Vanguard sales off 75%
From TheStreet.com
Index funds in the U.S. are not what they used to be. O.K., the Vanguard 500 Index fund now has $106 billion in assets, putting it ahead of Fidelity Magellan fund ($105 billion), but Vanguard is losing market share. The paper points out that the S&P 500 is up just 0.2%, and the Vanguard Group's share of the new money has dropped sharply. ''We've gone from having 30% of the industry's market share to 10 or 12%,'' Vanguard founder John Bogle admits in the article. In 1999, Vanguard raked in estimated $46 billion of net new money, says Boston-based Financial Research. This year FRC says the Valley Forge firms take has dropped to just $6 billion this year.

Fund companies beat funds
From TheStreet.com
John Waggoner’s syndicated column sings the praises of investing in fund companies. That’s right, the average fund company is turning in better performance than its product line. The Lipper Management Company Index is up 50.5 percent this year compared blowing away the modest 4 percent gain for the average stock mutual fund.

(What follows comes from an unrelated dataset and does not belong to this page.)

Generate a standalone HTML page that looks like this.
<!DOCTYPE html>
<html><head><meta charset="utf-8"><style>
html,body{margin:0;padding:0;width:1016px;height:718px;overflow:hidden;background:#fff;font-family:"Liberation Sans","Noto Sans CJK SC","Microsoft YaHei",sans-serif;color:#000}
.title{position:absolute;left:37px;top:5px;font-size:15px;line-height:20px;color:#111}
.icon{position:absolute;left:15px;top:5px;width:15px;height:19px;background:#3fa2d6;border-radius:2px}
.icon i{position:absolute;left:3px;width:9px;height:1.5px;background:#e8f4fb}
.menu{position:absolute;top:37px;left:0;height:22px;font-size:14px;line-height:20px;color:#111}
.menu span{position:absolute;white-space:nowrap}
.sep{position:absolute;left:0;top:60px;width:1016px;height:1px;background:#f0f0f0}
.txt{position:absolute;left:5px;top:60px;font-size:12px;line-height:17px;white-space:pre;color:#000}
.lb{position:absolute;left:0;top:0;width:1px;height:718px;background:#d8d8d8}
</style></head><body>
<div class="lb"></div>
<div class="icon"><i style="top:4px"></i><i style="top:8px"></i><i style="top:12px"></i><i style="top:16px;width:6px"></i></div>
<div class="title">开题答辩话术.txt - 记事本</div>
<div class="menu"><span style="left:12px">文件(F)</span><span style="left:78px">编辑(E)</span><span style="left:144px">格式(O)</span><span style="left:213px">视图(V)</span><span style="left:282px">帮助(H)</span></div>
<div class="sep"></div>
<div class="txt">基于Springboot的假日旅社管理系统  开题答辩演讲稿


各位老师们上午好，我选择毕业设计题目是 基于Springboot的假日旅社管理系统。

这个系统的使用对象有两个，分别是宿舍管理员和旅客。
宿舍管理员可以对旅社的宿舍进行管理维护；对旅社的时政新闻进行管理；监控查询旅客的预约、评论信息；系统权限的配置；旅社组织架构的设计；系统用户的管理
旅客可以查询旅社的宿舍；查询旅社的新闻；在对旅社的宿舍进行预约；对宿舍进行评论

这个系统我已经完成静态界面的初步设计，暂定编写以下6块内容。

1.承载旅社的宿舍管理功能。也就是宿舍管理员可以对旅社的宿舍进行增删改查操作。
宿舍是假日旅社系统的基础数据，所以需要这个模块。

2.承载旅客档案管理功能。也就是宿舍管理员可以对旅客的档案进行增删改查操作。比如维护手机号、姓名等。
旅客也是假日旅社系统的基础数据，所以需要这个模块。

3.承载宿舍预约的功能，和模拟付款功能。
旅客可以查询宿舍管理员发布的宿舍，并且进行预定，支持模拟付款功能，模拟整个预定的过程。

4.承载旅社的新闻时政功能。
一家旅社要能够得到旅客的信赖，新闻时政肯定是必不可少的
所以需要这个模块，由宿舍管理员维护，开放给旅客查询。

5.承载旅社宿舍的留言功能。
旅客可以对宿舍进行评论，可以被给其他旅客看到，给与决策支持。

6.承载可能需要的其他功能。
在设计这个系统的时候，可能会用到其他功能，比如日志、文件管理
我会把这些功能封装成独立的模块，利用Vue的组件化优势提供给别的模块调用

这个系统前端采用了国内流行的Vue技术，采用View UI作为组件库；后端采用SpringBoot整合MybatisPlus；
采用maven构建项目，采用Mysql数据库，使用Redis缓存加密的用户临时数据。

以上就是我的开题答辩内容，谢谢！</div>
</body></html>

Waggoner points out that the fund industry is now collecting fees on $7.1 trillion in assets. Among the winners: Amvescap, where sales have grown 51.2 percent the past 12 months vs. 29.3 percent for the fund industry and 17.9 percent for the Standard & Poor's 500 index. Amvescap's net profit margin, for example, is 18.2 percent vs. 7.3 percent for the S&P. He also highlights Stilwell Financial and Marsh & McLennan.

Pictet & Cie targets U.S. advisors
From TheStreet.com
Swiss private-bank Pictet & Cie is set to sell funds to individual U.S. customers through investment advisers. The Geneva-based firm will offer two new funds and make another three that are currently offered only to institutions available to individuals. The funds will have a minimum investment of $50,000.

Why doesn’t Asia index?
From TheStreet.com
Are indexers attracted to performance or low expenses? In science, the hypothesis would be tested by setting up to samples, a test and a control. Unfortunately, we live in a world with just one interlinked market of stocks. Still, the Asian market may provided some sort of control. Interestingly, the paper reports that Asian investors are more likely to invest in managed funds than U.S. investors. Is it a coincidence that for the past three years and the past five years, actively managed stock funds beat the MSCI index. In fact, 80% of all Asian regional funds beat the index post fees.